Flannery O’Connor is a unique writer that succeeded to combine humor and horror in a manner that is unusual for a female writer. In her short story “A Good Man Is Hard to Find” O’Connor intrigued readers with unexpected events and ambiguous characters that are difficult to analyze. She brought up an important theme of good and bad, human grace, and justice. Her personages are bright being described with detachment and clarity. Her ability to apply grotesque is fantastic.
It is difficult to distinguish between the most and the least sympathetic characters in the story written by Flannery O’Connor A Good Man Is Hard to Find. The principal characters of the story possess a number of features that contribute to their ambiguity. Who is the least sympathetic: a selfish old lady or an escaped convent Misfit? Other characters fade against a background of these two personages.
The Grandmother is not a very sympathetic character, but in comparison to Misfit she is. Flannery O’Connor depicted an old annoying lady using the mix of tragic and comic expressions that is inherent in her writing manner. The expression “she had her big black valise that looked like the head of a hippopotamus in one corner” reveals sarcastic notes showing negative attitude to the character (O’Connor, n.p.).
O’Connor (n.p.) criticized the apparel of the old lady saying that “in case of an accident, anyone seeing her dead on the highway would know at once that she was a lady” showing the attitude towards her. Pushy Grandmother insisted on visiting her home where she spent her childhood. The trip resulted in the death of the whole family. Her cat jumped to her son’s shoulder when he was driving a car causing car accident.
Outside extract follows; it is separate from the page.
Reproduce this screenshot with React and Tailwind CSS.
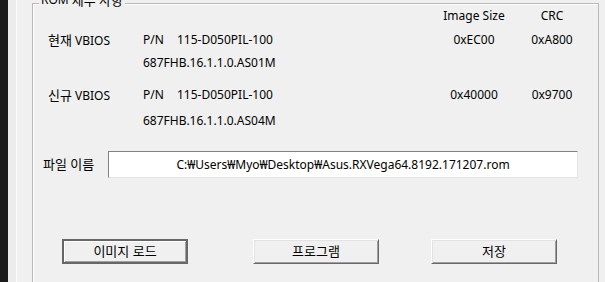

The episode with the cat adds to negative attitude towards Grandmother.
The attitude to other people adds a lot to the description of Grandmother’s personality. She is very critical to her daughter-in-law whose insignificance was constantly emphasized. She also revealed racists moods and disdainful attitude towards other people when calling a black child "a pickaninny” (O’Connor, n.p.).
Definitely, the Grandmother is not a sympathetic person. Even the Misfit looks much more sympathetic in some episodes than she does. The Misfit is a criminal who killed the whole family at the end of the story. The author described him as a tanned man in white shoes without a shirt wearing glasses "that gave him a scholarly look" (O’Connor, n.p.). Judging by his speech he is uneducated, but aims to be polite with the Grandmother and others. He notified in advance that "it would have been better for all of you, lady, if you hadn't reckernized me" in order to let the Grandmother understand what to expect from him (O’Connor, n.p.).
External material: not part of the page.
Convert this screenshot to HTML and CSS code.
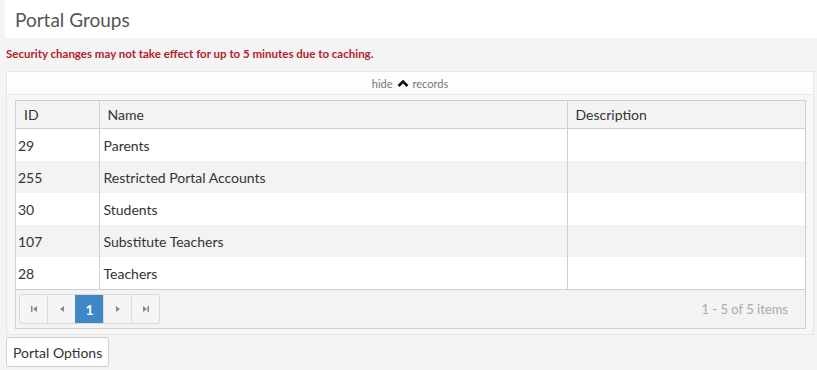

The Misfit is a contradictory personage who believes in god despite of the style of his life. His life of punishment does not fit the crimes he committed. During the long dialog he opened his soul to the Grandmother that did not help her avoid being killed by him. When Misfit unburdened his soul telling Grandmother about his father, mistreatments towards him, and injustices of the world, he stands up in one’s mind as a victim.
Who is more sympathetic in this story: the Grandmother who knew about escaped convicts and proceeded to insist on the trip jeopardizing her family or the Misfit who used to kill aiming to restore justice? Who is to blame – those who kill us every day by fierce critic and annoying comments or those who stop our sufferings by one shot?
The Misfit seemed to know people good when said "She would have been a good woman if it had been somebody there to shoot her every minute of her life" (O’Connor, n.p.). He felt that Grandmother’s grace was a result of extreme situation.
The Grandmother is more sympathetic than the Misfit simply because she is not able to kill. However, from the story one can see that this woman had been spoiling the life of her son and his family every day. The Grandmother has an unpleasant personality – selfish, critical, and pushy with family, but miserable facing criminals to save her life.
The Misfit personality is simpler. At least, he is predictable showing his intentions and unveiling his soul. He is not a sympathetic person at all. However, some of his traits are worth attention. The Misfit is totally disappointed. Killing other people is the only way for him to express his protest against injustice and mistreatment.
In his critical review Rubin stated that "Knowledge of good and evil is at the heart of her stories" meaning O’Connor’s story A Good Man Is Hard to Find (675). O’Connor criticized her short story in an essay explaining that Grandmother was interpreted as a witch while the Misfit was interpreted as a fallen prophet (Votteler, n.p.). She also criticized on her story that "there are perhaps other ways than my own in whichcould be read, but none other by which it could have been written" (Votteler, n.p.).
O’Connor, Flannery. A Good Man Is Hard To Find. Orlando, Florida: Harcourt Brace Jovanovich.
Rubin Jr., Louis D. “Two Ladies of the South.” The Sewanee Review Press Oct. - Dec. 1955: 671-681. The Johns Hopkins University Press 63(4) Web. 2 Apr. 2013.
Votteler, Thomas. “Short Story Criticism.” Gale Research 21 Sept. 1990: n.pag. Gale Research, Inc. Web. 2 Apr. 2013.